Using clinical and genetic risk factors for risk prediction of 8 cancers in the UK Biobank.

Background: Models with polygenic risk scores and clinical factors to predict risk of different cancers have been developed, but these models have been limited by the polygenic risk score-derivation methods and the incomplete selection of clinical variables.

Methods: We used UK Biobank to train the best polygenic risk scores for 8 cancers (bladder, breast, colorectal, kidney, lung, ovarian, pancreatic, and prostate cancers) and select relevant clinical variables from 733 baseline traits through extreme gradient boosting (XGBoost). Combining polygenic risk scores and clinical variables, we developed Cox proportional hazards models for risk prediction in these cancers.

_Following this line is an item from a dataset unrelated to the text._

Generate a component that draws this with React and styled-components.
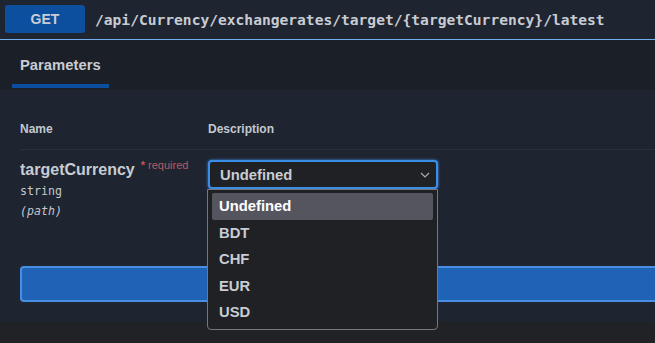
import React from 'react';
import styled, { createGlobalStyle } from 'styled-components';

const GlobalStyle = createGlobalStyle`
  html, body {
    margin: 0;
    padding: 0;
    background: #1e2430;
    overflow: hidden;
  }
  body {
    font-family: 'Liberation Sans', Arial, sans-serif;
    color: #c8ccd3;
  }
`;

const options = ['Undefined', 'BDT', 'CHF', 'EUR', 'USD'];

const App = () => (
  <>
    <GlobalStyle />
    <Page>
      <Summary>
        <Method>GET</Method>
        <Path>/api/Currency/exchangerates/target/{'{targetCurrency}'}/latest</Path>
      </Summary>

      <SectionHeader>
        <Tab>Parameters</Tab>
      </SectionHeader>

      <Body>
        <HeadRow>
          <HeadCell>Name</HeadCell>
          <HeadCell>Description</HeadCell>
        </HeadRow>

        <ParamRow>
          <NameCell>
            <ParamName>
              targetCurrency
              <Required>
                <Star>*</Star> required
              </Required>
            </ParamName>
            <ParamType>string</ParamType>
            <ParamIn>(path)</ParamIn>
          </NameCell>
          <DescCell>
            <SelectBox>
              <span>Undefined</span>
              <Chevron width="10" height="6" viewBox="0 0 10 6">
                <path d="M1 1l4 4 4-4" fill="none" stroke="#a9adb4" strokeWidth="1.2" />
              </Chevron>
            </SelectBox>
            <Options>
              {options.map((o, i) => (
                <Option key={o} active={i === 0}>
                  {o}
                </Option>
              ))}
            </Options>
          </DescCell>
        </ParamRow>

        <ExecuteButton />
      </Body>

      <Responses>
        <ResponsesTitle>Responses</ResponsesTitle>
      </Responses>
    </Page>
  </>
);

export default App;

// styles
const Page = styled.div`
  width: 700px;
`;

const Summary = styled.div`
  display: flex;
  align-items: center;
  padding: 5px 5px 6px;
  border-bottom: 1px solid #72adee;
`;

const Method = styled.div`
  width: 80px;
  height: 28px;
  display: flex;
  align-items: center;
  justify-content: center;
  background: #0c4f9e;
  border-radius: 3px;
  font-size: 14px;
  font-weight: 700;
  color: #c9cdd4;
`;

const Path = styled.div`
  margin-left: 10px;
  font-family: 'DejaVu Sans Mono', 'Liberation Mono', monospace;
  font-size: 14.6px;
  font-weight: 700;
  color: #c8ccd2;
`;

const SectionHeader = styled.div`
  height: 50px;
  box-sizing: border-box;
  padding: 0 12px;
  background: #1b1f27;
  display: flex;
  align-items: flex-start;
`;

const Tab = styled.div`
  padding: 15px 8px 9px;
  line-height: 20px;
  font-size: 14.8px;
  font-weight: 700;
  color: #c8ccd3;
  border-bottom: 4px solid #0c4f9e;
`;

const Body = styled.div`
  padding: 30px 0 20px 20px;
`;

const HeadRow = styled.div`
  display: grid;
  grid-template-columns: 188px 1fr;
  padding-bottom: 11px;
  border-bottom: 1px solid #2b313c;
`;

const HeadCell = styled.div`
  font-size: 12px;
  line-height: 18px;
  font-weight: 700;
  color: #c3c8cf;
`;

const ParamRow = styled.div`
  display: grid;
  grid-template-columns: 188px 1fr;
  box-sizing: border-box;
  padding-top: 10px;
  height: 116px;
`;

const NameCell = styled.div`
  display: flex;
  flex-direction: column;
`;

const ParamName = styled.div`
  font-size: 16px;
  line-height: 20px;
  font-weight: 700;
  color: #c8ccd3;
  white-space: nowrap;
`;

const Required = styled.span`
  position: relative;
  top: -6px;
  margin-left: 6px;
  font-size: 11px;
  font-weight: 400;
  color: #b85c60;
`;

const Star = styled.span`
  color: #c8555b;
  font-weight: 700;
`;

const ParamType = styled.div`
  font-family: 'DejaVu Sans Mono', 'Liberation Mono', monospace;
  font-size: 11.6px;
  line-height: 20px;
  color: #c3c8cf;
`;

const ParamIn = styled(ParamType)`
  font-style: italic;
`;

const DescCell = styled.div`
  position: relative;
`;

const SelectBox = styled.div`
  width: 230px;
  height: 29px;
  box-sizing: border-box;
  display: flex;
  align-items: center;
  justify-content: space-between;
  padding: 0 6px 0 10px;
  background: #1f2125;
  border: 2px solid #3a8ee8;
  border-radius: 4px;
  box-shadow: 0 0 3px #3a8ee8;
  font-size: 14.8px;
  font-weight: 700;
  color: #c8ccd3;
`;

const Chevron = styled.svg`
  display: block;
`;

const Options = styled.div`
  position: absolute;
  top: 29px;
  left: -1px;
  width: 231px;
  box-sizing: border-box;
  padding: 3px 4px;
  background: #202124;
  border: 1px solid #77787c;
  border-radius: 0 0 4px 4px;
  z-index: 2;
`;

const Option = styled.div`
  height: 26.5px;
  display: flex;
  align-items: center;
  padding-left: 7px;
  border-radius: 2px;
  font-size: 14.8px;
  font-weight: 700;
  color: ${({ active }) => (active ? '#ffffff' : '#c8ccd3')};
  background: ${({ active }) => (active ? '#55555f' : 'transparent')};
`;

const ExecuteButton = styled.div`
  height: 36px;
  box-sizing: border-box;
  background: #1f63b6;
  border: 2px solid #4a90e2;
  border-radius: 4px;
`;

const Responses = styled.div`
  background: #202226;
  padding: 19px 20px 20px;
`;

const ResponsesTitle = styled.h4`
  margin: 0;
  font-size: 16px;
  line-height: 20px;
  font-weight: 700;
  color: #c8ccd3;
`;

Results: Our models achieved high prediction accuracy for 8 cancers, with areas under the curve ranging from 0.618 (95% confidence interval = 0.581 to 0.655) for ovarian cancer to 0.831 (95% confidence interval = 0.817 to 0.845) for lung cancer. Additionally, our models could identify individuals at a high risk for developing cancer. For example, the risk of breast cancer for individuals in the top 5% score quantile was nearly 13 times greater than for individuals in the lowest 10%. Furthermore, we observed a higher proportion of individuals with high polygenic risk scores in the early-onset group but a higher proportion of individuals at high clinical risk in the late-onset group.

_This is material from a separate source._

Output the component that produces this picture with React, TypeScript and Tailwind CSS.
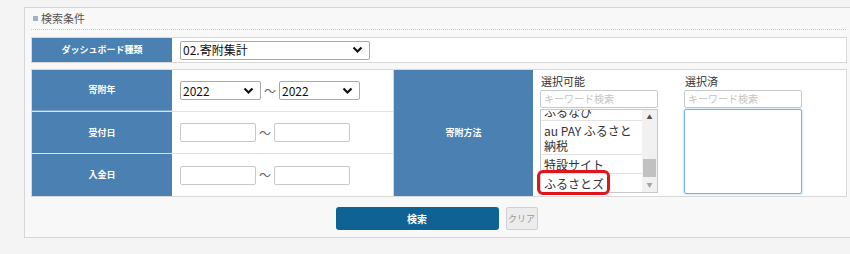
import React from "react";

const font = { fontFamily: '"Noto Sans CJK JP", "Noto Sans", sans-serif' };

const Chevron = () => (
  <svg width="11" height="8" viewBox="0 0 11 8" className="shrink-0">
    <path d="M1.5 1.5 L5.5 5.5 L9.5 1.5" fill="none" stroke="#111" strokeWidth="2.2" />
  </svg>
);

const SelectBox = ({ value, w }: { value: string; w: string }) => (
  <div
    className={`${w} h-[19px] border border-[#a9a9a9] rounded-[2px] bg-white flex items-center justify-between pl-[2px] pr-[6px] text-[12px] text-[#111]`}
  >
    <span>{value}</span>
    <Chevron />
  </div>
);

const TextBox = () => (
  <div className="w-[76px] h-[19px] border border-[#c8c8c8] rounded-[2px] bg-white" />
);

const Label = ({ text, className = "" }: { text: string; className?: string }) => (
  <div
    className={`w-[140px] bg-[#4a80b2] flex items-center justify-center text-white text-[9px] font-bold ${className}`}
  >
    {text}
  </div>
);

const listItems = ["ふるなび", "au PAY ふるさと納税", "特設サイト", "ふるさとズ"];

export default function App() {
  return (
    <div className="w-[850px] h-[254px] overflow-hidden bg-[#f4f4f4] pt-[7px] pl-[24px]" style={font}>
      <div className="w-[830px] h-[231px] border border-[#d6d6d6] bg-[#f8f8f8] pl-[6px] pr-[7px]">
        {/* title */}
        <div className="h-[22px] flex items-center gap-[3px] border-b border-dotted border-[#c8c8c8] pl-[2px] text-[11px] text-[#555]">
          <span className="w-[5px] h-[5px] bg-[#9fb3c8]" />
          <span>検索条件</span>
        </div>

        {/* dashboard type */}
        <div className="mt-[7px] h-[26px] w-[816px] flex border border-[#d8d8d8]">
          <Label text="ダッシュボード種類" />
          <div className="flex-1 bg-white flex items-center pl-[8px]">
            <SelectBox value="02.寄附集計" w="w-[190px]" />
          </div>
        </div>

        {/* main table */}
        <div className="mt-[6px] h-[128px] w-[816px] flex border border-[#d8d8d8]">
          <div className="w-[361px] flex flex-col">
            <div className="flex h-[42px] border-b border-[#e2e2e2]">
              <Label text="寄附年" className="border-b border-[#7fa6ca]" />
              <div className="flex-1 bg-white flex items-center pl-[8px] gap-[3px]">
                <SelectBox value="2022" w="w-[81px]" />
                <span className="text-[12px] text-[#666]">～</span>
                <SelectBox value="2022" w="w-[81px]" />
              </div>
            </div>
            <div className="flex h-[42px] border-b border-[#e2e2e2]">
              <Label text="受付日" />
              <div className="flex-1 bg-white flex items-center pl-[8px] gap-[3px]">
                <TextBox />
                <span className="text-[12px] text-[#666]">～</span>
                <TextBox />
              </div>
            </div>
            <div className="flex flex-1">
              <Label text="入金日" />
              <div className="flex-1 bg-white flex items-center pl-[8px] gap-[3px]">
                <TextBox />
                <span className="text-[12px] text-[#666]">～</span>
                <TextBox />
              </div>
            </div>
          </div>
          <Label text="寄附方法" className="border-l border-[#d8d8d8]" />
          <div className="flex-1 bg-white flex gap-[26px] pl-[7px] pt-[3px]">
            {/* selectable */}
            <div className="w-[118px] flex flex-col">
              <div className="text-[11px] text-[#333] h-[17px] leading-[17px] pl-[1px]">選択可能</div>
              <div className="h-[18px] border border-[#c8c8c8] rounded-[2px] text-[10px] text-[#c4c4c4] pl-[3px] leading-[16px]">
                キーワード検索
              </div>
              <div className="relative mt-[1px] h-[84px] border border-[#c8c8c8] flex">
                <div className="flex-1 overflow-hidden">
                  <div className="-mt-[8px]">
                    {listItems.map((it, i) => (
                      <div
                        key={it}
                        className={`px-[3px] pt-[2px] pb-[1px] text-[12px] leading-[15px] text-[#333] ${
                          i < listItems.length - 1 ? "border-b border-[#e2e2e2]" : ""
                        }`}
                      >
                        {it}
                      </div>
                    ))}
                  </div>
                </div>
                <div className="w-[15px] bg-[#f1f1f1] flex flex-col items-center justify-between py-[3px]">
                  <span className="text-[6px] leading-[8px] text-[#505050]">▲</span>
                  <div className="flex-1 w-full flex flex-col justify-end pb-[4px] px-[1px]">
                    <div className="h-[18px] bg-[#c1c1c1]" />
                  </div>
                  <span className="text-[6px] leading-[8px] text-[#a3a3a3]">▼</span>
                </div>
                <div className="absolute left-[-4px] top-[60px] w-[73px] h-[25px] border-[3px] border-[#e0141b] rounded-[6px]" />
              </div>
            </div>
            {/* selected */}
            <div className="w-[118px] flex flex-col">
              <div className="text-[11px] text-[#333] h-[17px] leading-[17px] pl-[1px]">選択済</div>
              <div className="h-[18px] border border-[#c8c8c8] rounded-[2px] text-[10px] text-[#c4c4c4] pl-[3px] leading-[16px]">
                キーワード検索
              </div>
              <div className="mt-[1px] h-[85px] border border-[#7fb1e0] rounded-[2px] shadow-[0_0_3px_rgba(102,175,233,0.6)] bg-white" />
            </div>
          </div>
        </div>

        {/* buttons */}
        <div className="mt-[10px] flex justify-center gap-[7px] w-[811px]">
          <button className="w-[163px] h-[23px] rounded-[3px] bg-[#0f6394] text-white text-[10px] font-bold">
            検索
          </button>
          <button className="w-[32px] h-[23px] rounded-[2px] bg-[#ececec] border border-[#d0d0d0] text-[#999] text-[9px]">
            クリア
          </button>
        </div>
      </div>
    </div>
  );
}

Conclusion: Our models demonstrated the potential to predict cancer risk and identify high-risk individuals with great generalizability to different cancers. Our findings suggested that the polygenic risk score model is more predictive for the cancer risk of early-onset patients than for late-onset patients, while the clinical risk model is more predictive for late-onset patients. Meanwhile, combining polygenic risk scores and clinical risk factors has overall better predictive performance than using polygenic risk scores or clinical risk factors alone.